LOUISVILLE, Ky. (WDRB) -- University of Louisville basketball coach Rick Pitino has had enough -- of his team's trash talk.
Speaking with New York Times columnist Joe Nocera during Wednesday's Kentucky Author Forum discussion promoting his new book, "The One-Day Contract," Pitino said that his latest U of L team is talented, but not as easy to coach has his national championship team a year ago.
"They are very annoying in practice because they are constantly talking trash," Pitino said. "It drives me up the wall, it really does. I just had a nice meeting with them, and I told them that if this continues at tomorrow's practice, they will regret it for the rest of their lives. They're different."
The discussion between Nocera and Pitino was wide-ranging, stretching back to Pitino's origins in basketball, and delving into the topics of one-and-done players, the prospect of paying players and the role of technology in society.
The interview will air at a later date on Kentucky Educational Television, and on PBS nationally as part of the series "Great Conversations."

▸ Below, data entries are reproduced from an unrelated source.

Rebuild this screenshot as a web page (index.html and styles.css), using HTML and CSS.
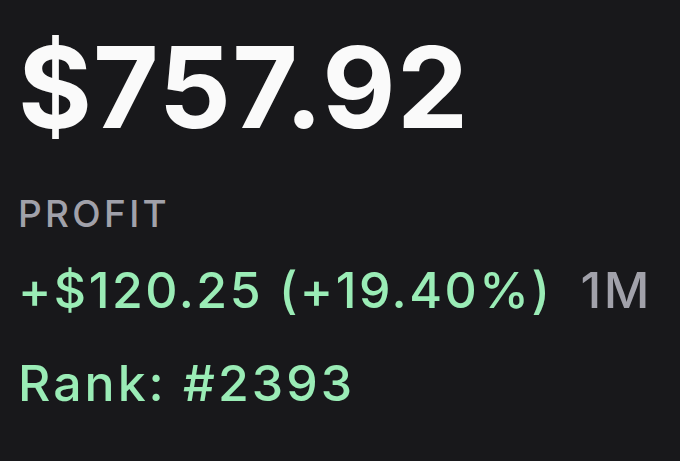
FILE: index.html
```html
<!DOCTYPE html>
<html>
<head>
<meta charset="utf-8">
<link rel="stylesheet" href="styles.css">
</head>
<body>
<main class="card">
  <div class="balance">$757.92</div>
  <div class="label">PROFIT</div>
  <div class="profit-row">
    <span class="profit">+$120.25 (+19.40%)</span>
    <span class="period">1M</span>
  </div>
  <div class="rank">Rank: #2393</div>
</main>
</body>
</html>
```
FILE: styles.css
```css
html, body {
  margin: 0;
  padding: 0;
  background: #18181b;
  height: 100%;
}
.card {
  display: flex;
  flex-direction: column;
  padding: 31px 0 0 18px;
  font-family: Inter, "Liberation Sans", sans-serif;
}
.balance {
  font-size: 113px;
  line-height: 1;
  font-weight: 700;
  letter-spacing: 0.01em;
  color: #fafafa;
}
.label {
  margin-top: 51px;
  font-size: 37px;
  line-height: 1;
  font-weight: 500;
  letter-spacing: 0.09em;
  color: #a1a1aa;
}
.profit-row {
  margin-top: 33px;
  display: flex;
  align-items: baseline;
  gap: 28px;
  font-size: 50px;
  line-height: 1;
  font-weight: 500;
  letter-spacing: 0.05em;
}
.profit { color: #9aecb6; }
.period { color: #a1a1aa; }
.rank {
  margin-top: 43px;
  font-size: 50px;
  line-height: 1;
  font-weight: 500;
  letter-spacing: 0.06em;
  color: #9aecb6;
}
```
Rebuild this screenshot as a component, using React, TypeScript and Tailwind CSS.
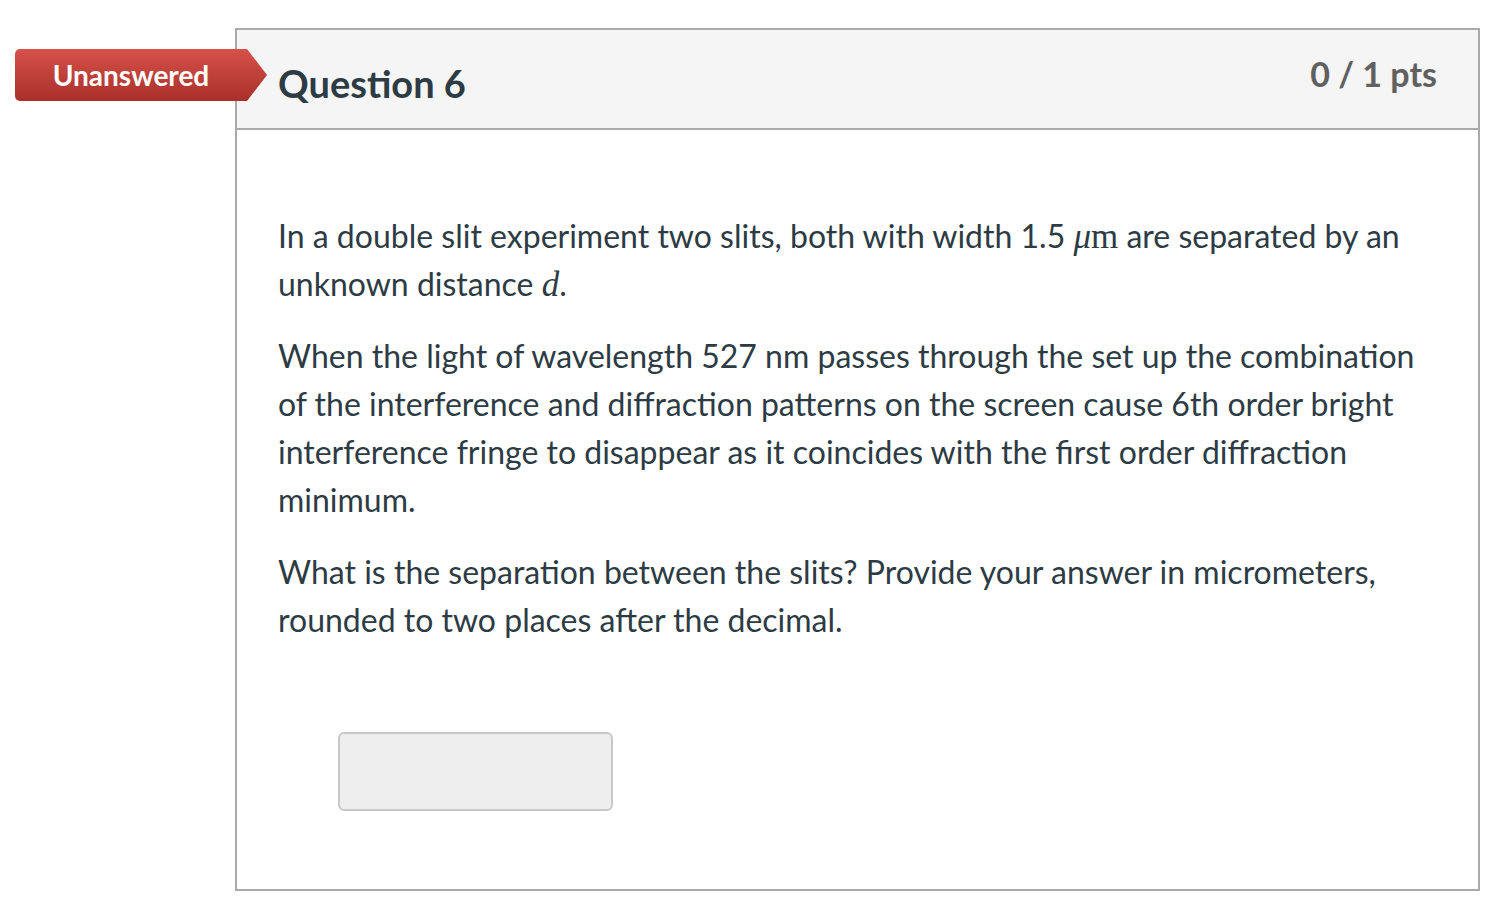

But Pitino saved one of his most heartfelt observations for the end. During the audience question-and-answer session, he was asked about coaching Gorgui Dieng and Peyton Siva. He responded at length.
"What I have found in coaching 35 years, one moody person takes the air out of an entire basketball team," Pitino said. "That's why Peyton Siva and Gorgui Dieng were so incredible. They were never moody. If you look at Peyton's background, it staggers me the fact that he came so upbeat every day. . . . Peyton and Gorgui, and Gorgui is in this book, Eric (Crawford) and I sat him down and interviewed him. And he said something, Eric and I looked at each other, he said, 'If I'm in a room and there's only four chairs and there's six people, and one of the guys is 20 and I'm 19, I must give up my chair to the older person.' After interviewing him, we knew why he was Gorgui. Every single day in our building, Gorgui would show up, would go around to all the people working, from the custodians, the assistant coaches, me, the trainers, and just shake their hands and say good morning. Every one of them. We asked him why he did that, and he said that was his culture. When people would visit the gym, visit practice, he'd greet them, say hello to them, find out who they are, and then say goodbye to them. And so did Peyton Siva. They greeted those five people in that gym, who then tell that to 50 people, and it multiplies. They were so special. I haven't seen people like this in my career. I've had some great kids, but not like them."
He continued with one more memory.
"Kids ran out for the starting five in the championship and it's great, 80,000 people, and they ask why they play," Pitino said. "'I play for my grandmother,' Chane Behanan. And another one comes out and says, 'I play for my family.' When Gorgui comes out he says, 'I play for my teammates.' And Peyton comes out and says, 'I play for Louisville.' In this day and age, it's so incredible to have kids like that. Now they're gone, and there's a big void in our basketball team. We have replaced them with talent. We have not replaced them as people. And I'm going to miss them."
Pitino will be back out signing copies of his book before Thursday night's U of L football game against Rutgers. He'll be positioned in the "Street Fest" section outside Papa John's Cardinal Stadium from 5:30 p.m. until 7 p.m. Carmichael's Bookstore will sell the book at the stadium.